Ben (Andreas Apergis), un professeur de littérature à l’université qui enseigne à ses étudiants La dame au petit chien. Mercedes (Sophie Desmarais), une étudiante talentueuse qui se laisse aller au charme de son professeur. Les deux se rencontrent. Les amours compliqués commencent. Il doit assumer en parallèle son rôle de père de famille, marié avec deux enfants. Elle, vivant dans un appart dans le Mile-End, entouré d’un ex (Éric Bruneau) qui devient un ami/confident avec qui elle ne fait même plus de sexe. La légèreté des débuts trop vite perdue. Une situation familiale sépare les intentions de Ben. Mercedes se donne et se protège en même temps. Lui l’étouffe au lieu de lui permettre de s’épanouir.
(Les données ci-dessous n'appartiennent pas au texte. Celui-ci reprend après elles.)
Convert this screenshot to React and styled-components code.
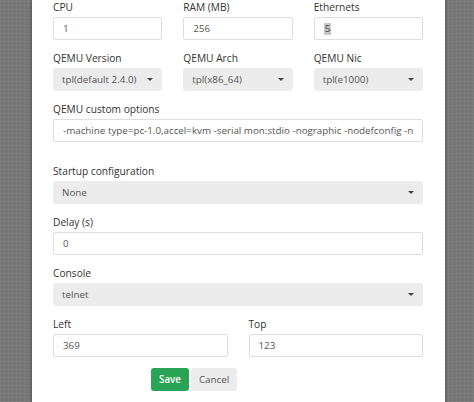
import React from 'react'
import styled, { createGlobalStyle } from 'styled-components'

const GlobalStyle = createGlobalStyle`
    html, body {
        margin: 0;
        padding: 0;
        overflow: hidden;
    }
    body {
        font-family: "Open Sans", "Noto Sans", "DejaVu Sans", sans-serif;
    }
`;

const numberFields = [
    { label: 'CPU', value: '1' },
    { label: 'RAM (MB)', value: '256' },
    { label: 'Ethernets', value: '5', selected: true },
]

const qemuSelects = [
    { label: 'QEMU Version', value: 'tpl(default 2.4.0)' },
    { label: 'QEMU Arch', value: 'tpl(x86_64)' },
    { label: 'QEMU Nic', value: 'tpl(e1000)' },
]

const App = () => {
    return (
        <>
            <GlobalStyle />
            <StCanvas>
                <StModal>
                    <StRow cols={3}>
                        {numberFields.map((f) => (
                            <StGroup key={f.label}>
                                <StLabel>{f.label}</StLabel>
                                <StTextBox>
                                    <StValue>
                                        {f.selected ? <StSelected>{f.value}</StSelected> : f.value}
                                    </StValue>
                                </StTextBox>
                            </StGroup>
                        ))}
                    </StRow>
                    <StRow cols={3}>
                        {qemuSelects.map((f) => (
                            <StGroup key={f.label}>
                                <StLabel>{f.label}</StLabel>
                                <StSelect>
                                    <span>{f.value}</span>
                                    <StCaret />
                                </StSelect>
                            </StGroup>
                        ))}
                    </StRow>
                    <StGroup spaced>
                        <StLabel>QEMU custom options</StLabel>
                        <StTextBox>
                            <StValue>
                                -machine type=pc-1.0,accel=kvm -serial mon:stdio -nographic -nodefconfig -nodefaults -rtc base=utc
                            </StValue>
                        </StTextBox>
                    </StGroup>
                    <StGroup>
                        <StLabel>Startup configuration</StLabel>
                        <StSelect>
                            <span>None</span>
                            <StCaret />
                        </StSelect>
                    </StGroup>
                    <StGroup>
                        <StLabel>Delay (s)</StLabel>
                        <StTextBox><StValue>0</StValue></StTextBox>
                    </StGroup>
                    <StGroup>
                        <StLabel>Console</StLabel>
                        <StSelect>
                            <span>telnet</span>
                            <StCaret />
                        </StSelect>
                    </StGroup>
                    <StRow cols={2}>
                        <StGroup>
                            <StLabel>Left</StLabel>
                            <StTextBox><StValue>369</StValue></StTextBox>
                        </StGroup>
                        <StGroup>
                            <StLabel>Top</StLabel>
                            <StTextBox><StValue>123</StValue></StTextBox>
                        </StGroup>
                    </StRow>
                    <StActions>
                        <StButton primary>Save</StButton>
                        <StButton>Cancel</StButton>
                    </StActions>
                </StModal>
            </StCanvas>
        </>
    )
}

export default App

const StCanvas = styled.div`
    width: 474px;
    height: 402px;
    overflow: hidden;
    background-color: #747474;
    background-image:
        repeating-linear-gradient(0deg, rgba(255,255,255,0.05) 0 1px, transparent 1px 4px),
        repeating-linear-gradient(90deg, rgba(255,255,255,0.05) 0 1px, transparent 1px 4px);
`;

const StModal = styled.div`
    width: 413px;
    height: 420px;
    margin-left: 32px;
    box-sizing: border-box;
    padding: 0 22px 0 21px;
    background-color: #fff;
    box-shadow: 0 0 3px rgba(0,0,0,0.45);
`;

const StRow = styled.div`
    display: grid;
    grid-template-columns: repeat(${(p) => p.cols}, 1fr);
    column-gap: 21px;
`;

const StGroup = styled.div`
    display: flex;
    flex-direction: column;
    min-width: 0;
    margin-bottom: ${(p) => (p.spaced ? '22px' : '11px')};
`;

const StLabel = styled.label`
    font-size: 10.2px;
    line-height: 15px;
    color: #333;
    margin-bottom: 2px;
`;

const StTextBox = styled.div`
    height: 23px;
    box-sizing: border-box;
    padding: 0 9px;
    border: 1px solid #dedede;
    border-radius: 2px;
    background: #fff;
    font-size: 9.8px;
    line-height: 21px;
    color: #555;
`;

const StValue = styled.span`
    display: block;
    white-space: nowrap;
    overflow: hidden;
`;

const StSelected = styled.span`
    display: inline-block;
    padding: 0 1px;
    line-height: 12px;
    background: #c8c8c8;
    color: #444;
`;

const StSelect = styled.div`
    height: 23px;
    box-sizing: border-box;
    display: flex;
    align-items: center;
    justify-content: space-between;
    padding: 0 9px 0 9px;
    border-radius: 3px;
    background: #ececec;
    font-size: 9.8px;
    color: #555;
    white-space: nowrap;
`;

const StCaret = styled.i`
    width: 0;
    height: 0;
    border-left: 3px solid transparent;
    border-right: 3px solid transparent;
    border-top: 3px solid #444;
`;

const StActions = styled.div`
    display: flex;
    gap: 2px;
    padding-left: 98px;
`;

const StButton = styled.button`
    height: 23px;
    padding: 0 8px;
    border: none;
    border-radius: 3px;
    font-family: inherit;
    font-size: 9.8px;
    font-weight: ${(p) => (p.primary ? 600 : 400)};
    color: ${(p) => (p.primary ? '#fff' : '#555')};
    background: ${(p) => (p.primary ? '#28a454' : '#ececec')};
`;
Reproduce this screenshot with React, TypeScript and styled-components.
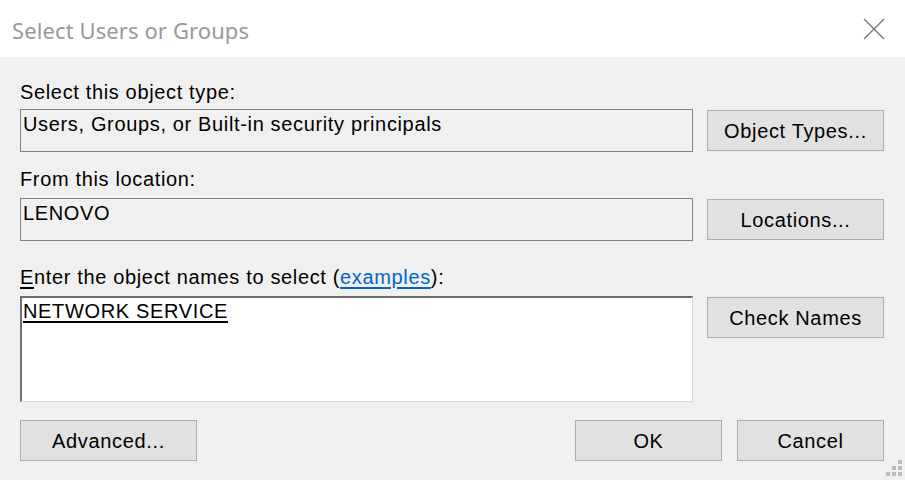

Ben et Mercedes vivent un amour voué à l’échec. Ils se lancent tous les deux dans cette relation interdite les yeux fermés, mais dans la chute, se feront rattraper par l’impact brutal de la réalité. 

L’essence sentimentale qui construit les personnages de Gurov et d’Anna dans la nouvelle de Tchekhov habite Ben et Mercredes. À la différence que, là où Tchekhov ouvre sur une finale aux possibilités d’un amour peut-être heureux, Ouellet se permet de refermer brutalement la parenthèse. Après, on fait l’amour souvent. Tellement souvent que ça finit par être laid. 

Tourné en hiver, la saison enneigée ajoute une mélancolie à cette fable triste. Film en anglais pour Rafaël Ouellet (on y parle un peu français aussi). Une mise en scène sobre avec ses beaux moments. Une musique signée Viviane Audet, Robin-Joël Cool et Erik West-Millette (même gang que Camion) qui enveloppe le film comme un personnage que l’on ne voit jamais. Musique qui quelquefois devient un bémol (mauvais jeu de mots) en appuyant trop sur les intentions émotionnelles d’une scène. Les acteurs (solides) se laissent aller à un jeu de up and down, se métamorphosant assez bien dans leur rôle tchekhovien. Sophie Desmarais toujours bonne (et même très bonne). Andreas Apergis tout aussi bon. Et à ça s’ajoute le jeu remarqué de Marie Fugain en femme trompée. 

Pas super jojo comme film, mais ça coïncide avec le spleen du moment amené par notre hiver de marde qui ne finit jamais. À découvrir même si t’es déprimé. Tu pourras trouver un réconfort dans le malheur des autres en te disant que le tien est pas si pire.